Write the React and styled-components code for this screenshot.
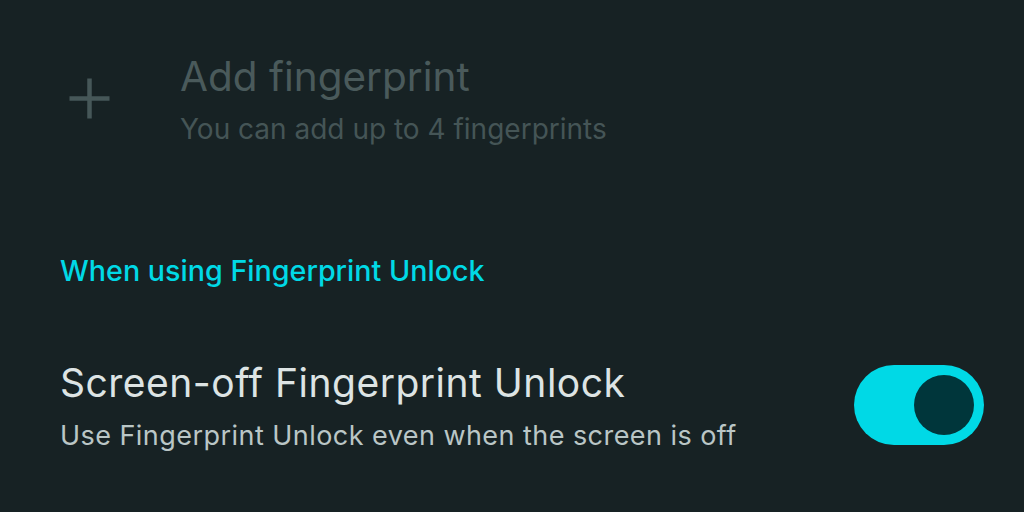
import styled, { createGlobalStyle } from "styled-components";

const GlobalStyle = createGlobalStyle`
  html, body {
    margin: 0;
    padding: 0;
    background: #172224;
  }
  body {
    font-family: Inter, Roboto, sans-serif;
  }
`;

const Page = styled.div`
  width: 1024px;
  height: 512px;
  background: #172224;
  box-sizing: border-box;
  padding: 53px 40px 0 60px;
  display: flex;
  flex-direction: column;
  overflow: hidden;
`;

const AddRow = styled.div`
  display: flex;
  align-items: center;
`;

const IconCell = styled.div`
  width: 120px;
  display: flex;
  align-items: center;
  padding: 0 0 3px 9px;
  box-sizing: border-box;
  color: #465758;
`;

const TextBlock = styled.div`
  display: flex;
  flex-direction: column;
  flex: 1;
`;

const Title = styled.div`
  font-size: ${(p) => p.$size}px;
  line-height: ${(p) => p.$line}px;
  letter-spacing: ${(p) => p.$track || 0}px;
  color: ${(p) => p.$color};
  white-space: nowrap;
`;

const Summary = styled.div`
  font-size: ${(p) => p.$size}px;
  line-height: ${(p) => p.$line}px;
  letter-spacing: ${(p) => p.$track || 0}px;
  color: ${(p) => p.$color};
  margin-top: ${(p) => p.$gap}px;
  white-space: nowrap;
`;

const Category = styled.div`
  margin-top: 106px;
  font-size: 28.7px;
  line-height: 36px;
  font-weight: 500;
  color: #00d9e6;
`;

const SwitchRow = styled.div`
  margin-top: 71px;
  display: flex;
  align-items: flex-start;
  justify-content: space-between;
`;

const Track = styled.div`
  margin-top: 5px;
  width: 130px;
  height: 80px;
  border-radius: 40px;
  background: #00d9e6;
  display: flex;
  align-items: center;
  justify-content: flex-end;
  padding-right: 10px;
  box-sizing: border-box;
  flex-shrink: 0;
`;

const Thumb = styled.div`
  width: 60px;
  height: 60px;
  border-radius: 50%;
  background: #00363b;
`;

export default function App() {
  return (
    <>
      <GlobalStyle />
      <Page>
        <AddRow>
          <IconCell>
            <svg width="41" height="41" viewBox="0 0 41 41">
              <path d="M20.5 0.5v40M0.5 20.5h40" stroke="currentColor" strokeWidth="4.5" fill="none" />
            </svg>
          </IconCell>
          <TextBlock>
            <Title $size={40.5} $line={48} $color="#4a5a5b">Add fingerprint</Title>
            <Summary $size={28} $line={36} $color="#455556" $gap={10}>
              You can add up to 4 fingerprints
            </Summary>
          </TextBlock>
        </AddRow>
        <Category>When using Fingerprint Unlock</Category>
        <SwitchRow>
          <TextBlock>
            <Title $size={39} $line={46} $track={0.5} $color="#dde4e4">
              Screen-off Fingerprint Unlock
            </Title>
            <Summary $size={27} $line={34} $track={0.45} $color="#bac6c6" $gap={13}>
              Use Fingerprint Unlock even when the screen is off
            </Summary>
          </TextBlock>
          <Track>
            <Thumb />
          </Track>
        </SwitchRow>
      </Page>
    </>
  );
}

* Direction *
Leave the images out and output the remaining material exactly as it stands.

* Response to this task *
Write the React and styled-components code for this screenshot.
import styled, { createGlobalStyle } from "styled-components";

const GlobalStyle = createGlobalStyle`
  html, body {
    margin: 0;
    padding: 0;
    background: #172224;
  }
  body {
    font-family: Inter, Roboto, sans-serif;
  }
`;

const Page = styled.div`
  width: 1024px;
  height: 512px;
  background: #172224;
  box-sizing: border-box;
  padding: 53px 40px 0 60px;
  display: flex;
  flex-direction: column;
  overflow: hidden;
`;

const AddRow = styled.div`
  display: flex;
  align-items: center;
`;

const IconCell = styled.div`
  width: 120px;
  display: flex;
  align-items: center;
  padding: 0 0 3px 9px;
  box-sizing: border-box;
  color: #465758;
`;

const TextBlock = styled.div`
  display: flex;
  flex-direction: column;
  flex: 1;
`;

const Title = styled.div`
  font-size: ${(p) => p.$size}px;
  line-height: ${(p) => p.$line}px;
  letter-spacing: ${(p) => p.$track || 0}px;
  color: ${(p) => p.$color};
  white-space: nowrap;
`;

const Summary = styled.div`
  font-size: ${(p) => p.$size}px;
  line-height: ${(p) => p.$line}px;
  letter-spacing: ${(p) => p.$track || 0}px;
  color: ${(p) => p.$color};
  margin-top: ${(p) => p.$gap}px;
  white-space: nowrap;
`;

const Category = styled.div`
  margin-top: 106px;
  font-size: 28.7px;
  line-height: 36px;
  font-weight: 500;
  color: #00d9e6;
`;

const SwitchRow = styled.div`
  margin-top: 71px;
  display: flex;
  align-items: flex-start;
  justify-content: space-between;
`;

const Track = styled.div`
  margin-top: 5px;
  width: 130px;
  height: 80px;
  border-radius: 40px;
  background: #00d9e6;
  display: flex;
  align-items: center;
  justify-content: flex-end;
  padding-right: 10px;
  box-sizing: border-box;
  flex-shrink: 0;
`;

const Thumb = styled.div`
  width: 60px;
  height: 60px;
  border-radius: 50%;
  background: #00363b;
`;

export default function App() {
  return (
    <>
      <GlobalStyle />
      <Page>
        <AddRow>
          <IconCell>
            <svg width="41" height="41" viewBox="0 0 41 41">
              <path d="M20.5 0.5v40M0.5 20.5h40" stroke="currentColor" strokeWidth="4.5" fill="none" />
            </svg>
          </IconCell>
          <TextBlock>
            <Title $size={40.5} $line={48} $color="#4a5a5b">Add fingerprint</Title>
            <Summary $size={28} $line={36} $color="#455556" $gap={10}>
              You can add up to 4 fingerprints
            </Summary>
          </TextBlock>
        </AddRow>
        <Category>When using Fingerprint Unlock</Category>
        <SwitchRow>
          <TextBlock>
            <Title $size={39} $line={46} $track={0.5} $color="#dde4e4">
              Screen-off Fingerprint Unlock
            </Title>
            <Summary $size={27} $line={34} $track={0.45} $color="#bac6c6" $gap={13}>
              Use Fingerprint Unlock even when the screen is off
            </Summary>
          </TextBlock>
          <Track>
            <Thumb />
          </Track>
        </SwitchRow>
      </Page>
    </>
  );
}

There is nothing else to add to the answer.